'''

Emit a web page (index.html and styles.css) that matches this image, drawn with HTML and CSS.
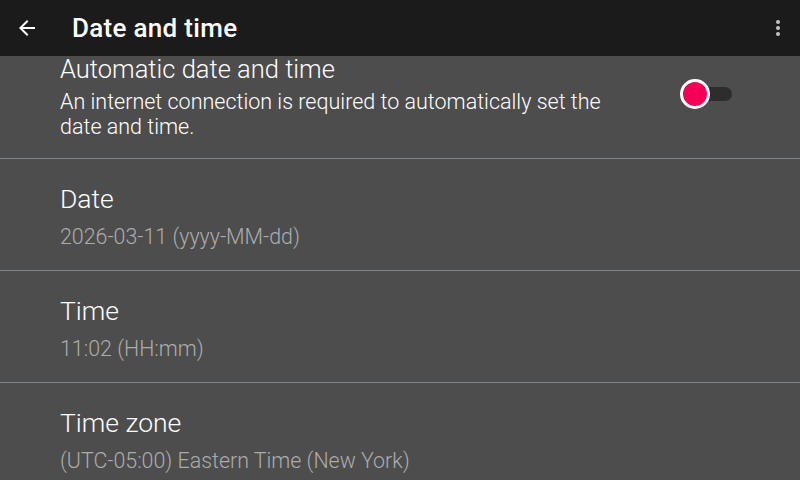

'''
'''

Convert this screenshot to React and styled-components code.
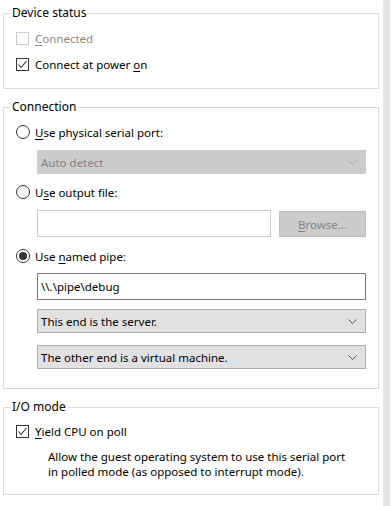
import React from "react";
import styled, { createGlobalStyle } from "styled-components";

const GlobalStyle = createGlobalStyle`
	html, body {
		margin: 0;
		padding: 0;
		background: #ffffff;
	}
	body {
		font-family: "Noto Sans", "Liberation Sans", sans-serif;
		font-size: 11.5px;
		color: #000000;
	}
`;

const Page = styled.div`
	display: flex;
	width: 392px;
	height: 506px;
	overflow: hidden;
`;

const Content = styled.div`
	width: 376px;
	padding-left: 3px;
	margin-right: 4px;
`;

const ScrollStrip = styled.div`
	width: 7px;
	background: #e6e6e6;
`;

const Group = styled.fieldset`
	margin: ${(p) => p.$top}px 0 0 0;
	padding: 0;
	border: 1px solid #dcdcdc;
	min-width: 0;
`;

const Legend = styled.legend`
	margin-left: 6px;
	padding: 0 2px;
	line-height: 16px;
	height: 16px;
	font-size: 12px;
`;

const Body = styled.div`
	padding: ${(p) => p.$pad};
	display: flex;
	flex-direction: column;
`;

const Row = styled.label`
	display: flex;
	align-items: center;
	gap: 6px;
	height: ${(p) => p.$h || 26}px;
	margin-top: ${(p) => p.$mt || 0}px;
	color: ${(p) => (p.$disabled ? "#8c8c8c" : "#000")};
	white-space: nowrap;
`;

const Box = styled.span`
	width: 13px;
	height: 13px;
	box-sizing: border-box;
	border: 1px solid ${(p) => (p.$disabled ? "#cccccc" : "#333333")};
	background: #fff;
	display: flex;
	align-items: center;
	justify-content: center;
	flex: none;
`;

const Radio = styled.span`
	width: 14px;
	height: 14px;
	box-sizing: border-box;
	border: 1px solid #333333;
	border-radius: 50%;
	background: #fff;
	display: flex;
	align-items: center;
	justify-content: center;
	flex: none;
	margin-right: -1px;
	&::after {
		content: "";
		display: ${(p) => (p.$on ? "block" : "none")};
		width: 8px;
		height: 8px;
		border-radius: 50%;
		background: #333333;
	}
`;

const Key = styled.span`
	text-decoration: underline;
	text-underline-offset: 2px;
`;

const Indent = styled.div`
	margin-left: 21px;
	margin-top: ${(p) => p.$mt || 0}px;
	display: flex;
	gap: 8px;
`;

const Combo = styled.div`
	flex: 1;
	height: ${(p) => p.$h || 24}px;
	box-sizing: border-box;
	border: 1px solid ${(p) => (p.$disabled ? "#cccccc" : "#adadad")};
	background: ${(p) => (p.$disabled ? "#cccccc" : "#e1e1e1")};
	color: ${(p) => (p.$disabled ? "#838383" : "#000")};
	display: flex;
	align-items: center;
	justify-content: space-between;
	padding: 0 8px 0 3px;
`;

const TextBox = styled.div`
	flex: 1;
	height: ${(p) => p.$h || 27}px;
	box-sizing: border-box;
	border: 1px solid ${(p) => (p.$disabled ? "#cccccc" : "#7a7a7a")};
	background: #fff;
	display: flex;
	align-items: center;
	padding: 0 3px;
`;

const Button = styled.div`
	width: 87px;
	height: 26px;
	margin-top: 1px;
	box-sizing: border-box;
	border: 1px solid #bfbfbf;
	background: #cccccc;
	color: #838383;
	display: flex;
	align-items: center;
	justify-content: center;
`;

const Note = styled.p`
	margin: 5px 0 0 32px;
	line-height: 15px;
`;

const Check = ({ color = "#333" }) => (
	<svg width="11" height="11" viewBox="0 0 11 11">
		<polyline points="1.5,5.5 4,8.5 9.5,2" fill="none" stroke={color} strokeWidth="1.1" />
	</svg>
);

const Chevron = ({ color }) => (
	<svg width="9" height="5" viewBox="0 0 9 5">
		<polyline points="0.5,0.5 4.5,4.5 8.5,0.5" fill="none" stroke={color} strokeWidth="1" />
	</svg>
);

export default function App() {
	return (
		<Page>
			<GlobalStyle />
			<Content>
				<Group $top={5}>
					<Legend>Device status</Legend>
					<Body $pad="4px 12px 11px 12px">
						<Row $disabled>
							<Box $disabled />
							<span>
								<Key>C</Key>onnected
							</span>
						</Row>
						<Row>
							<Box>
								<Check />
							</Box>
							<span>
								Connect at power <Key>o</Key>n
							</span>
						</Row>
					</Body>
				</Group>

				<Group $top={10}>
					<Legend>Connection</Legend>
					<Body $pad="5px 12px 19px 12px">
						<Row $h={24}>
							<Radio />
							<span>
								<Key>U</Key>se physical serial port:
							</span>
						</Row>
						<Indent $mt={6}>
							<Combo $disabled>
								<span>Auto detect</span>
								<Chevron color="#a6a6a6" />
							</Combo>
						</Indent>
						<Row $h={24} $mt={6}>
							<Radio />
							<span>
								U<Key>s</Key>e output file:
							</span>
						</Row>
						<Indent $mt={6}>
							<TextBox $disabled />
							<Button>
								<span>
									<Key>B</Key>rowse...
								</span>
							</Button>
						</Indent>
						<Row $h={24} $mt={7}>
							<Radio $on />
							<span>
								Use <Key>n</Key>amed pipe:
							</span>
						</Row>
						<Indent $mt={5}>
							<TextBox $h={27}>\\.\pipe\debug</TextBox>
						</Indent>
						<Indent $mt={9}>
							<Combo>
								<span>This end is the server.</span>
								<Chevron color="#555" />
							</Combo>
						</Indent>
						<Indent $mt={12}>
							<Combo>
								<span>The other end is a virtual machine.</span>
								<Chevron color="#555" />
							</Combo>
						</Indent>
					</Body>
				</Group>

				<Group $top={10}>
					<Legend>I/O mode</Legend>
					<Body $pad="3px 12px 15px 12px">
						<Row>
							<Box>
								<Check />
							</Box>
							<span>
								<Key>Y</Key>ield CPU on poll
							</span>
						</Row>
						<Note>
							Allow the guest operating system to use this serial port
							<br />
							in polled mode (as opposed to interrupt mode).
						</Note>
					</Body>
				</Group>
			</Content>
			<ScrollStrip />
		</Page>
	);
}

'''
'''

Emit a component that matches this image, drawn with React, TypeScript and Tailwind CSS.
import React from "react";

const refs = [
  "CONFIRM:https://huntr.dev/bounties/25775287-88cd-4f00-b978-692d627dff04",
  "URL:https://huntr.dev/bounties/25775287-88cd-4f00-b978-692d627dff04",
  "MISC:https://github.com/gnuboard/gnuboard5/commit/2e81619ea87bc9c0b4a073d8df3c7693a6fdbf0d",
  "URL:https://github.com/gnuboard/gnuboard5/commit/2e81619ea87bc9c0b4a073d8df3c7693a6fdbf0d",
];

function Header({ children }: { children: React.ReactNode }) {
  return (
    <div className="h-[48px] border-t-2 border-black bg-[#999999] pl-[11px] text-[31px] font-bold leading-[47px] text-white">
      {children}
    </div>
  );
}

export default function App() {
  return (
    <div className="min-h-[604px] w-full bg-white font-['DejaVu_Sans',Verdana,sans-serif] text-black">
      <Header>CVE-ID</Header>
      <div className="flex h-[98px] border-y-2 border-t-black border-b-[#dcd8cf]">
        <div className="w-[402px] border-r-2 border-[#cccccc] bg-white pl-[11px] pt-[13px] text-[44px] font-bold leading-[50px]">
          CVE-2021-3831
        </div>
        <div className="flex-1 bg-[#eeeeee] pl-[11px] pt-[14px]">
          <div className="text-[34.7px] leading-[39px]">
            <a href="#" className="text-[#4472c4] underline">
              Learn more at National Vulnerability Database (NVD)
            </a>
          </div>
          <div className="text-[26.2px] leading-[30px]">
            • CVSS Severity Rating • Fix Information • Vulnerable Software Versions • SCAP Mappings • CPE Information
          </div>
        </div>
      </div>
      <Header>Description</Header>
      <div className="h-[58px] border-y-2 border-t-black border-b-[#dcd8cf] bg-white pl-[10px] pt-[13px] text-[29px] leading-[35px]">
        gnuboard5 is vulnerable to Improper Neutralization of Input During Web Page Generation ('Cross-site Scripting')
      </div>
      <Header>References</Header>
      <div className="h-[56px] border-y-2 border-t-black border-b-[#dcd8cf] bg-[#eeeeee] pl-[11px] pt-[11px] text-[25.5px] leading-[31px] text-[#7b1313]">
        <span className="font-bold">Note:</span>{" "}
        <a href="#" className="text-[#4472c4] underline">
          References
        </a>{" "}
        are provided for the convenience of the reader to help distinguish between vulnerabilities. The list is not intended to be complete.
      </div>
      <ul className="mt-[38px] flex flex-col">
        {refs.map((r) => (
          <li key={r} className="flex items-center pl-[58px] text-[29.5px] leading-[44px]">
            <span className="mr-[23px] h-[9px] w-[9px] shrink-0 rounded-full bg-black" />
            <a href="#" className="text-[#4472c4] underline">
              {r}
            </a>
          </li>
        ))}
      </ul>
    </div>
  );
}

'''

## EXERCISE GOAL
Pick out, from the lines above, every one that contains the string "components".

## WRITTEN ANSWER
Convert this screenshot to React and styled-components code.
import styled, { createGlobalStyle } from "styled-components";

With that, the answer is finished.